The retention team had three lifecycle flows in Klaviyo — welcome, post-purchase, abandoned cart — and a monthly win-back batch that went to anyone who hadn’t bought in 60+ days. The monthly send was a single offer (10% off) to a single audience. Open rates were declining; revenue per send was declining faster.
The CMO’s question: “Are we under-spending on retention, or are we spending it badly?”
Diagnosis (weeks 1–3)
We pulled the customer database into a basic cohort model — segmenting by first-product purchased, average order value band, and time-since-last-purchase. Two patterns showed up.
Two cohorts carried 70% of the lapsed-revenue opportunity. Customers whose first order was the brand’s “hero” SKU at high AOV had the highest lifetime value if they came back, and the highest non-return rate. They were being treated identically to one-time bargain customers in win-back, with the same generic 10% offer.
Triggered messaging beat batch by an order of magnitude — but the brand had no triggers. Comparing the few triggered messages (post-purchase, abandoned cart) to the monthly batch showed conversion rates 5–8× higher per send. The monthly batch was not just under-performing — it was teaching customers to ignore the brand’s emails.
Rebuild (weeks 4–10)
The rebuild stayed inside Klaviyo and the existing data model. No new tools.
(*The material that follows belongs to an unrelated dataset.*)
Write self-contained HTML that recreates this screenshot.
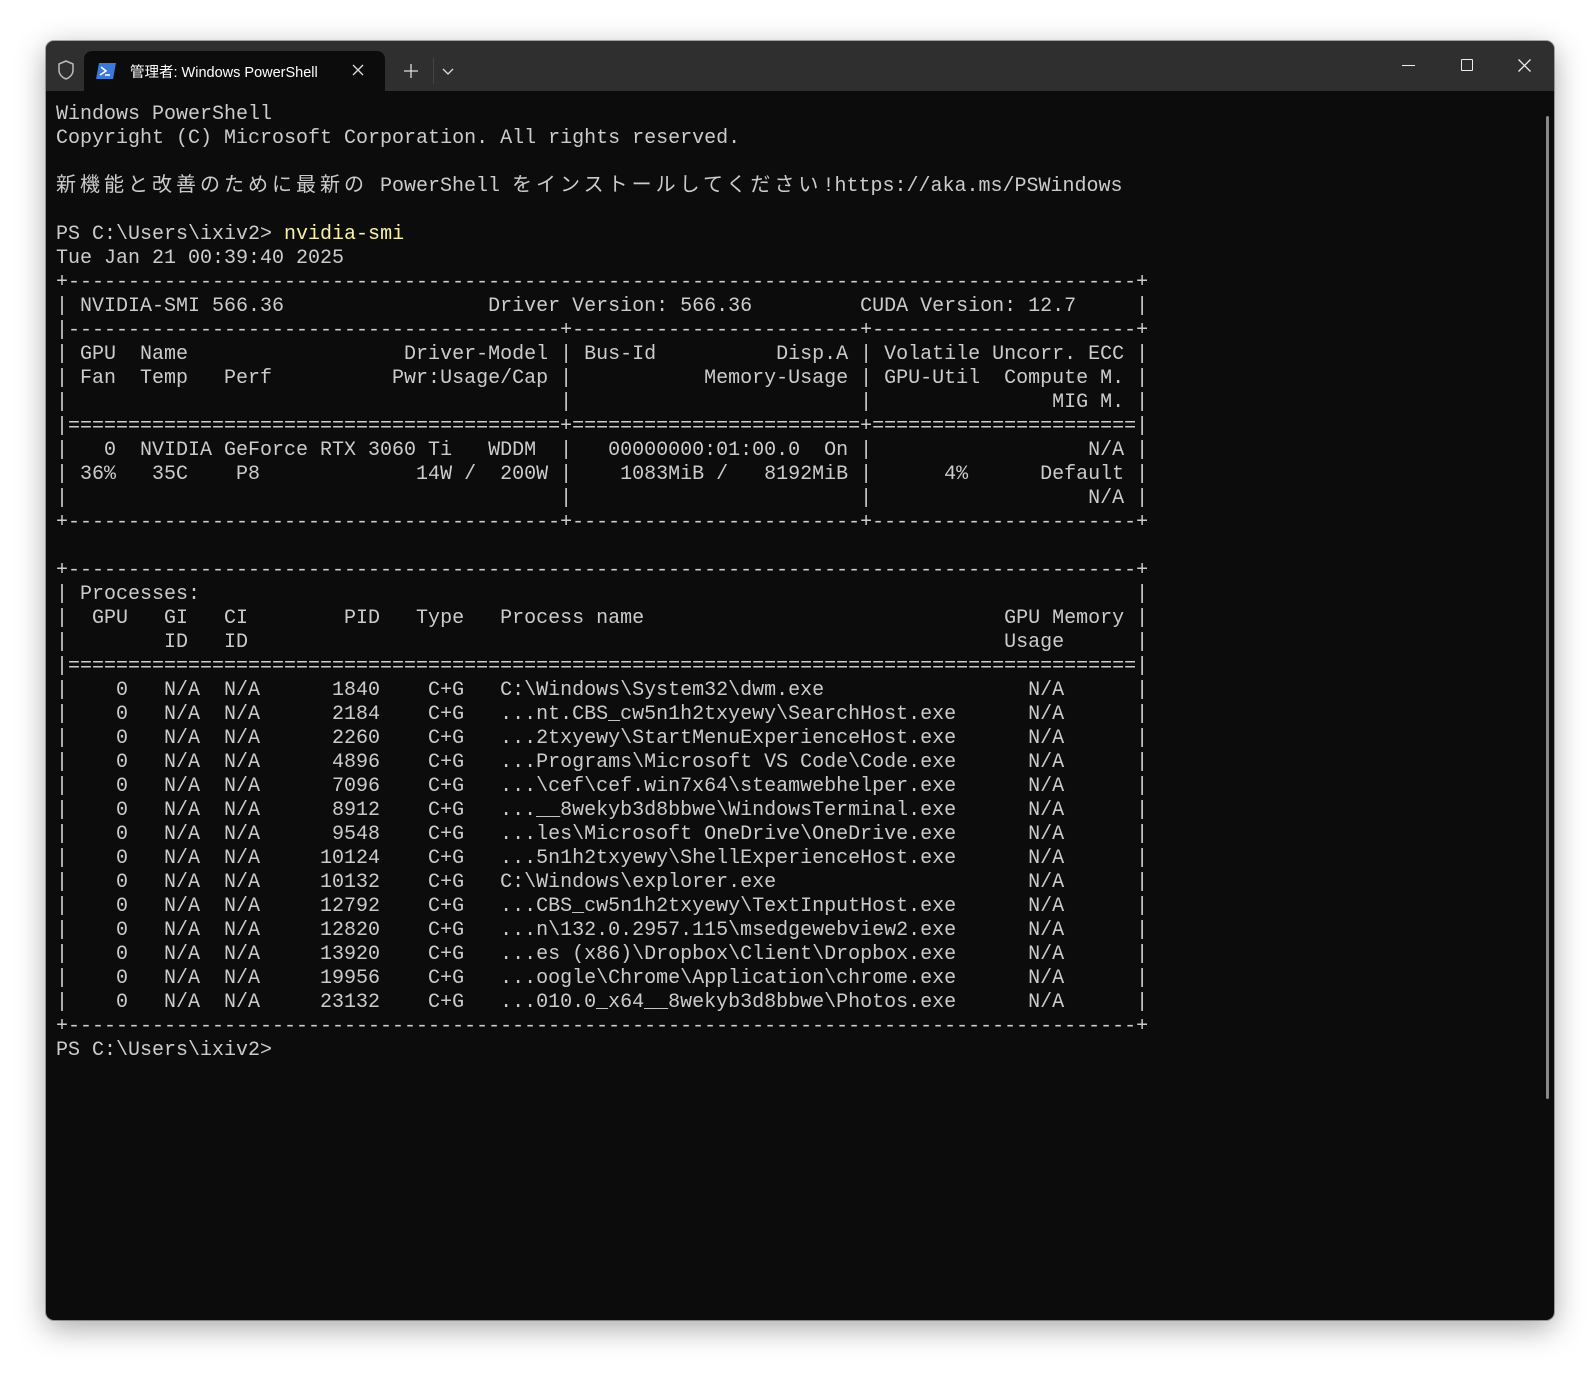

Cohort-specific win-back flows. Instead of one monthly batch, we built four triggered flows, each keyed to a specific cohort and time-since-last-purchase. The flow for high-AOV first-order-hero customers offered a personalised “we noticed you bought X — here’s the thing customers like you usually buy next” message, with no discount in the first send.
Replenishment triggers. For consumables, a replenishment-window flow fired at 70% of the average reorder cycle for that customer’s category. Conversion on these was the highest of any flow.
Re-engagement sunset. Customers who didn’t respond to two consecutive cycles got a single “should we keep emailing?” message and were either retained on a low-frequency list or removed. List health improved; deliverability followed.
The monthly batch was retired in week eight.
Outcome (months 2–3)
Three months in, the 90-day repeat-purchase rate was up 21%, with the improvement concentrated in the two target cohorts. Win-back conversion rate ran 3.2× the prior monthly batch. Lifecycle revenue as a percentage of total revenue moved up 18% on the preceding quarter.
The team’s send volume dropped 22% — fewer, sharper messages to better-defined audiences. The CMO’s question was answered: the brand had been spending on retention, but spending it badly. The structural fix was bigger than any new spend.
What it took
A senior operator who could read a Klaviyo account and an order-history table, a retention team open to retiring an established programme, and a CMO who would defend the rebuild for ten weeks before judging it. The work was not novel — cohort-aware lifecycle is well-understood in the field. The intervention was making the team actually do it.